2月9日、11カ国大使館らによる国際的な親による子の奪取に関する共同声明

オーストラリア、カナダ、コロンビア、欧州連合(EU)、フランス、ハンガリー、イタリア、ニュージーランド、スペイン、英国、および米国の各国駐日大使および代表による

国際的な親による子の奪取に関する共同声明

2011/02/09

カナダ、欧州連合(EU)、フランス、ハンガリー、イタリア、ニュージーランド、スペイン、英国、および米国の各国駐日大使、在日オーストラリア大使館参事官、在日コロンビア大使館領事は本日、日本の外務大臣政務官を訪問し、私たちが継続的に取り組んでいる国際的な親による子の奪取の問題の重要性を表明した上で、日本が「1980年国際的な子の奪取の民事面に関するハーグ条約」を批准するよう重ねて要望した。

私たちは、日本政府が現在この問題に真剣に取り組み、検討のために副大臣レベルの会議を設置するなどの対応を取っていることに勇気づけられている。日本が、可能な限り早期にハーグ条約に批准する、という前向きな決定を下すことを希望する。

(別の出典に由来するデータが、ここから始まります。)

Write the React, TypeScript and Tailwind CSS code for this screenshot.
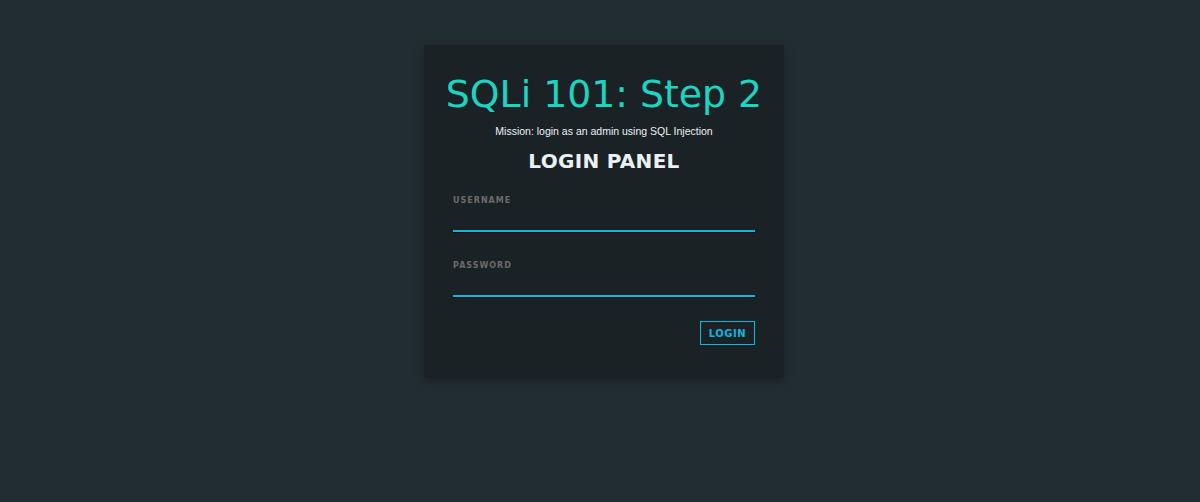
import React from 'react'

function Field({ label, type }: { label: string; type: string }) {
  return (
    <div className="flex flex-col">
      <label className="text-[8px] leading-[10px] font-bold tracking-[1px] text-[#6c6c6c] font-['DejaVu_Sans',sans-serif]">
        {label}
      </label>
      <div className="h-[26px] border-b-2 border-[#0db8de] shadow-[0_1px_0_#0a0f12]">
        <input
          type={type}
          className="w-full h-full bg-transparent outline-none text-[#ecf0f5] text-sm font-['DejaVu_Sans',sans-serif]"
        />
      </div>
    </div>
  )
}

export default function App() {
  return (
    <div className="min-h-[502px] bg-[#222d32] flex justify-center pl-2 pt-[45px]">
      <div className="w-[360px] h-[333px] bg-[#1a2226] shadow-[0_4px_10px_rgba(0,0,0,0.25)] pt-[27px] px-[29px] flex flex-col">
        <h1 className="-mx-[29px] whitespace-nowrap text-center text-[37.8px] leading-[44px] text-[#1fd3c1] font-['DejaVu_Sans',sans-serif]">
          SQLi 101: Step 2
        </h1>
        <p className="mt-[7px] text-center text-[10.5px] leading-[16px] text-[#ecf0f5] font-['Liberation_Sans',Arial,sans-serif]">
          Mission: login as an admin using SQL Injection
        </p>
        <h2 className="mt-[10px] text-center text-[20px] leading-[24px] font-bold tracking-[0.3px] text-[#ecf0f5] font-['DejaVu_Sans',sans-serif]">
          LOGIN PANEL
        </h2>
        <form className="mt-[23px] flex flex-col gap-[29px]" onSubmit={(e) => e.preventDefault()}>
          <Field label="USERNAME" type="text" />
          <Field label="PASSWORD" type="password" />
          <div className="-mt-[5px] flex justify-end">
            <button
              type="submit"
              className="w-[55px] h-[24px] border border-[#0db8de] text-[#0db8de] text-[10px] font-bold tracking-[0.5px] font-['DejaVu_Sans',sans-serif]"
            >
              LOGIN
            </button>
          </div>
        </form>
      </div>
    </div>
  )
}
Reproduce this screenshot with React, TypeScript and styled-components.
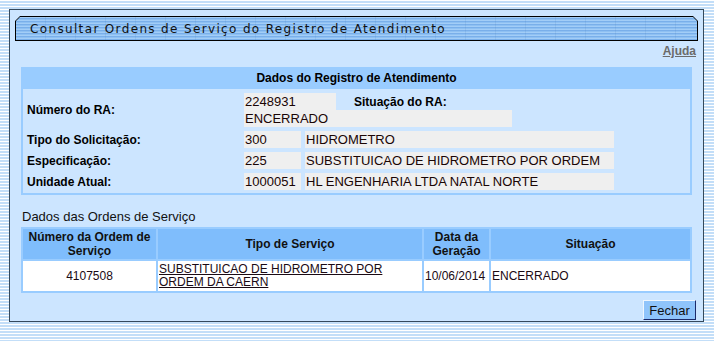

ハーグ条約は、関係する者すべてにとって悲劇となり得る、国境を越えた不法な連れ去り、または留め置きの悪影響から子供たちを守ることを目的としている。さらに同条約は、子供が不法に連れ去られた、あるいは留め置かれた時点で常居所があった国に、子供を速やかに戻す手続きを規定し、いずれの親に対しても子供と面会する権利の保護を保証している。しかし同条約は、常居所があった国に戻せば子供が身体的あるいは精神的な危害を受ける、または耐え難い状況に置かれる危険性が高いことが証明された場合には、子供を常居所があった国に戻すよう命令することを加盟国に義務付けてはいない。

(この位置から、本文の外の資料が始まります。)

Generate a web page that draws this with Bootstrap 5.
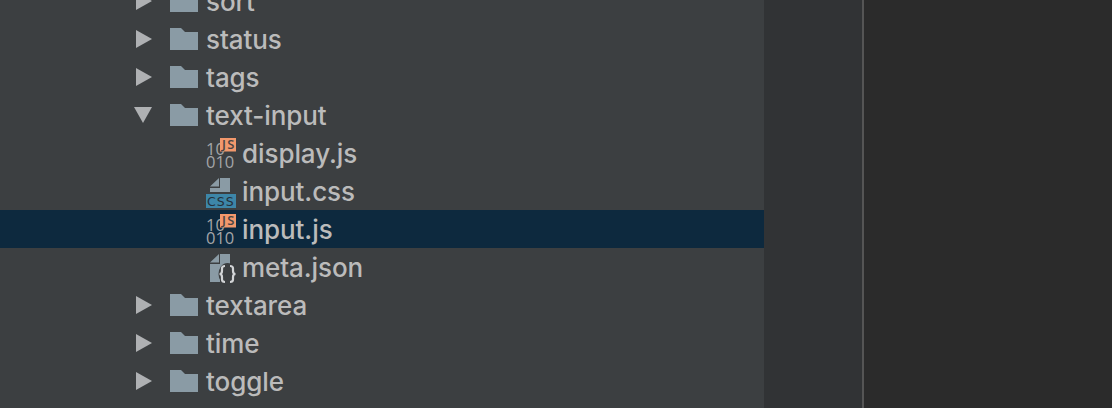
<!DOCTYPE html>
<html lang="en">
<head>
<meta charset="utf-8">
<title>Project tree</title>
<link href="https://cdn.jsdelivr.net/npm/bootstrap@5.3.0/dist/css/bootstrap.min.css" rel="stylesheet">
<style>
html,body{margin:0;height:408px;overflow:hidden;background:#2b2b2b}
.ide{height:408px;overflow:hidden}
.tree-pane{width:764px;background:#3c3f41;overflow:hidden;flex:none}
.gutter-pane{width:98px;background:#313335;flex:none}
.split-line{width:2px;background:#555;flex:none}
.editor-pane{background:#2b2b2b}
.tree-list{margin-top:-18px}
.tree-row{height:38px;color:#bbb;font:500 26px/38px "Inter","Liberation Sans",sans-serif;letter-spacing:-.08px}
.tree-row.picked{background:#0d293e}
.folder-row{padding-left:134px}
.file-row{padding-left:206px}
.twisty{width:18px;height:18px;margin-right:18px;flex:none}
.folder-ico{width:28px;height:22px;margin-right:8px;flex:none}
.file-ico{width:32px;height:38px;margin-right:4px;flex:none;overflow:visible}
.label-txt{white-space:nowrap;padding-top:2px}
.ico-txt{font-family:"Open Sans",sans-serif;letter-spacing:0}
.ico-wide{font-family:"DejaVu Sans",sans-serif;letter-spacing:1.1px}
</style>
</head>
<body>
<svg width="0" height="0" class="d-block">
<defs>
<symbol id="i-right" viewBox="0 0 18 18"><path d="M2 0 18 9 2 18Z" fill="#afb1b3"/></symbol>
<symbol id="i-down" viewBox="0 0 18 18"><path d="M0 1H18L9 17Z" fill="#afb1b3"/></symbol>
<symbol id="i-folder" viewBox="0 0 28 22"><path d="M0 0H11L15 4H28V22H0Z" fill="#8a9ba5"/></symbol>
</defs>
</svg>
<div class="ide d-flex">
<div class="tree-pane">
<div class="tree-list">
<div class="tree-row folder-row d-flex align-items-center"><svg class="twisty"><use href="#i-right"/></svg><svg class="folder-ico"><use href="#i-folder"/></svg><span class="label-txt">sort</span></div>
<div class="tree-row folder-row d-flex align-items-center"><svg class="twisty"><use href="#i-right"/></svg><svg class="folder-ico"><use href="#i-folder"/></svg><span class="label-txt">status</span></div>
<div class="tree-row folder-row d-flex align-items-center"><svg class="twisty"><use href="#i-right"/></svg><svg class="folder-ico"><use href="#i-folder"/></svg><span class="label-txt">tags</span></div>
<div class="tree-row folder-row d-flex align-items-center"><svg class="twisty"><use href="#i-down"/></svg><svg class="folder-ico"><use href="#i-folder"/></svg><span class="label-txt">text-input</span></div>
<div class="tree-row file-row d-flex align-items-center">
<svg class="file-ico" viewBox="0 0 32 38"><text class="ico-txt" x="0" y="21" font-size="16.500" font-weight="500" fill="#a4a6a8">10</text><text class="ico-txt" x="0" y="33.500" font-size="16.500" font-weight="500" fill="#a4a6a8">010</text><rect x="14" y="4" width="16" height="13.500" fill="#f2986c"/><text class="ico-txt" x="16" y="15" font-size="13" font-weight="600" style="letter-spacing:1.400px" fill="#4a4544">JS</text></svg>
<span class="label-txt">display.js</span></div>
<div class="tree-row file-row d-flex align-items-center">
<svg class="file-ico" viewBox="0 0 32 38"><path d="M4 14.500 13 6V14.500ZM14 6H24V20H4V16H14Z" fill="#8a9ba5"/><rect x="0" y="22" width="30" height="14" fill="#3d86a8"/><text class="ico-wide" x="1" y="34" font-size="12.500" fill="#25303a">CSS</text></svg>
<span class="label-txt">input.css</span></div>
<div class="tree-row file-row picked d-flex align-items-center">
<svg class="file-ico" viewBox="0 0 32 38"><text class="ico-txt" x="0" y="21" font-size="16.500" font-weight="500" fill="#a4a6a8">10</text><text class="ico-txt" x="0" y="33.500" font-size="16.500" font-weight="500" fill="#a4a6a8">010</text><rect x="14" y="4" width="16" height="13.500" fill="#f2986c"/><text class="ico-txt" x="16" y="15" font-size="13" font-weight="600" style="letter-spacing:1.400px" fill="#4a4544">JS</text></svg>
<span class="label-txt">input.js</span></div>
<div class="tree-row file-row d-flex align-items-center">
<svg class="file-ico" viewBox="0 0 32 38"><path d="M4 14.500 13 6V14.500ZM14 6H24V24H14V34H4V16H14Z" fill="#8a9ba5"/><ellipse cx="21.500" cy="26" rx="9" ry="11" fill="#3c3f41"/><path d="M19 18q-3 0-3 2.500v2.500q0 3-2.500 3 2.500 0 2.500 3v2.500q0 2.500 3 2.500M24 18q3 0 3 2.500v2.500q0 3 2.500 3-2.500 0-2.500 3v2.500q0 2.500-3 2.500" fill="none" stroke="#d2d4d6" stroke-width="2.200"/></svg>
<span class="label-txt">meta.json</span></div>
<div class="tree-row folder-row d-flex align-items-center"><svg class="twisty"><use href="#i-right"/></svg><svg class="folder-ico"><use href="#i-folder"/></svg><span class="label-txt">textarea</span></div>
<div class="tree-row folder-row d-flex align-items-center"><svg class="twisty"><use href="#i-right"/></svg><svg class="folder-ico"><use href="#i-folder"/></svg><span class="label-txt">time</span></div>
<div class="tree-row folder-row d-flex align-items-center"><svg class="twisty"><use href="#i-right"/></svg><svg class="folder-ico"><use href="#i-folder"/></svg><span class="label-txt">toggle</span></div>
</div>
</div>
<div class="gutter-pane"></div>
<div class="split-line"></div>
<div class="editor-pane flex-grow-1"></div>
</div>
<script src="https://cdn.jsdelivr.net/npm/bootstrap@5.3.0/dist/js/bootstrap.bundle.min.js"></script>
</body>
</html>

現在までに、本日共同で申し入れをおこなった11カ国、および欧州連合に加盟する27カ国すべてを含む84カ国がハーグ条約に加盟している。さらに、欧州法にはハーグ条約で定められる原則が正式に記載されている。昨年だけでもモロッコ、ガボン、シンガポールの3カ国が新たに加盟したハーグ条約は、国境を越えた子の奪取を取り扱う上での世界標準となりつつある。日本は、G7の中で唯一、ハーグ条約に加盟していない。現在、日本へ、あるいは日本から子供を連れ去られた親には子供を連れ戻す望みがほとんどなく、子供と面会し、親としての権利を行使し、責任を担うことが非常に難しくなっている。

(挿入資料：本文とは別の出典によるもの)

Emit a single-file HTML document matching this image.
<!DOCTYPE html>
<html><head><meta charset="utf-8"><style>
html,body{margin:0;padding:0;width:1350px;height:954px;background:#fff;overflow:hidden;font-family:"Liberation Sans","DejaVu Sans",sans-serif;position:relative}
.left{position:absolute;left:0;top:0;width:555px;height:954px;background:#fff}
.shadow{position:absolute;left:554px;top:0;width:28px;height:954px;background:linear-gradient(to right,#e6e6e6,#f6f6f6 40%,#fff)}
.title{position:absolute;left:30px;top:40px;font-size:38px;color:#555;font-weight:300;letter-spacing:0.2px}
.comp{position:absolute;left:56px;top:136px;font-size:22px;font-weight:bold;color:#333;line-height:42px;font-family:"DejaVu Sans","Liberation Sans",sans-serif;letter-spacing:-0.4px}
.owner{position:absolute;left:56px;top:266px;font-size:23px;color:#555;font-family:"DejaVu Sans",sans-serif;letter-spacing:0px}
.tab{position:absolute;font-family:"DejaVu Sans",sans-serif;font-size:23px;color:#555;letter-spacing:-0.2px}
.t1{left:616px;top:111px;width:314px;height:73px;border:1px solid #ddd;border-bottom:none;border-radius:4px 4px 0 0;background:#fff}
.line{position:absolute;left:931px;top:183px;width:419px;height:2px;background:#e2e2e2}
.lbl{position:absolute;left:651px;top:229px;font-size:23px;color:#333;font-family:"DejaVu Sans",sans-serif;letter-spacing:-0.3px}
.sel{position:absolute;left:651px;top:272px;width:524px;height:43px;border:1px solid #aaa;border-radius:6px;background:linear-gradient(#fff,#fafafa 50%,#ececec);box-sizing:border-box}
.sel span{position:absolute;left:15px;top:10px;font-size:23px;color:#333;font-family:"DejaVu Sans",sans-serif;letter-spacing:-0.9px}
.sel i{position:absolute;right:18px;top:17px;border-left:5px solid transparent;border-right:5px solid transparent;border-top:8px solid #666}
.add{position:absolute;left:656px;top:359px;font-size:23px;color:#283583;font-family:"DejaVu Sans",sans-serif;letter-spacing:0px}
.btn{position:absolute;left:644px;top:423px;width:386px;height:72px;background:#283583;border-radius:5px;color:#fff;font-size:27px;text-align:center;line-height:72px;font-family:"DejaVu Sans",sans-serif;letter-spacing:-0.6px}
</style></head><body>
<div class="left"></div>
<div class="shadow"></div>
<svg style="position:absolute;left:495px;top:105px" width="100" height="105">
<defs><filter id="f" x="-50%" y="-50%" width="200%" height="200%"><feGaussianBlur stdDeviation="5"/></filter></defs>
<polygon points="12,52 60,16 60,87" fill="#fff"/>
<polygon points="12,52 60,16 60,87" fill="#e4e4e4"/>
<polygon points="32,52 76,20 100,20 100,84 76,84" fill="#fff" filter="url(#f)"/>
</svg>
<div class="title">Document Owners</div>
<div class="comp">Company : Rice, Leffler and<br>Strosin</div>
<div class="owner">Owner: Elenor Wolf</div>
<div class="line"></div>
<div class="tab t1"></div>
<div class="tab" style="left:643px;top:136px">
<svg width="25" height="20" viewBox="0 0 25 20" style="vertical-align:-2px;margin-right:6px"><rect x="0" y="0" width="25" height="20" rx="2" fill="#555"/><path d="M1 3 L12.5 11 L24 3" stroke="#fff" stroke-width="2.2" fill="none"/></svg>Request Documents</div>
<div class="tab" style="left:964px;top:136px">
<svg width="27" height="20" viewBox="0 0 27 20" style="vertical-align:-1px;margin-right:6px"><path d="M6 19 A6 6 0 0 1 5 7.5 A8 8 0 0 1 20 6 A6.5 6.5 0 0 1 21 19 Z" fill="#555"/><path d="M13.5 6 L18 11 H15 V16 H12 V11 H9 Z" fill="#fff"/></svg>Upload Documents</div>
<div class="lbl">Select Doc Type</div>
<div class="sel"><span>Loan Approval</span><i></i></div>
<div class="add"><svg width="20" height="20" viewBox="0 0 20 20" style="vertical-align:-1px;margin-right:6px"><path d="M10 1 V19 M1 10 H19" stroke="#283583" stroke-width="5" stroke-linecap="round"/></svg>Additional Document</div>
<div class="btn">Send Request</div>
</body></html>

山花外務大臣政務官との会談において、私たちは、自国の政府が国際結婚の破綻により影響を受けている子供たちの福祉を最優先としていることを重ねて説明し、子供はどちらの親とも接触を保ちながら成長すべきであると強調した。外務省が最近インターネット上で実施した調査で、子が外国に奪取されたために、日本人の親とその子供が連絡を取れなくなっている事例が多数存在することが明らかになった。このことから私たちは、日本によるハーグ条約の批准は日本人に、他国の人々が得ているのと同様の利益をもたらすと指摘した。さらに、私たちは日本に対し、子供と引き離された親が、子供と接触を保ち、子供への訪問を可能にする措置を示して実施し、現在存在する子の奪取の事例解決に向けた枠組みを構築するよう求めた。また、ハーグ条約には子供が他国で虐待されたり脅威を感じたりする状況に戻されることを防止する規定があり、加盟国の法体系には家庭内暴力から子供を守る規定があることを強調した。

日本は、私たちすべての国にとって、活発な政治・経済関係から国際結婚に象徴される人と人とのつながりまで、非常に多くの面で重要なパートナーである。私たちの国の政府は今後も、日本がこの痛ましい問題により影響を受けている親と子を救うという観点から、ハーグ条約への批准を検討することを支援していく。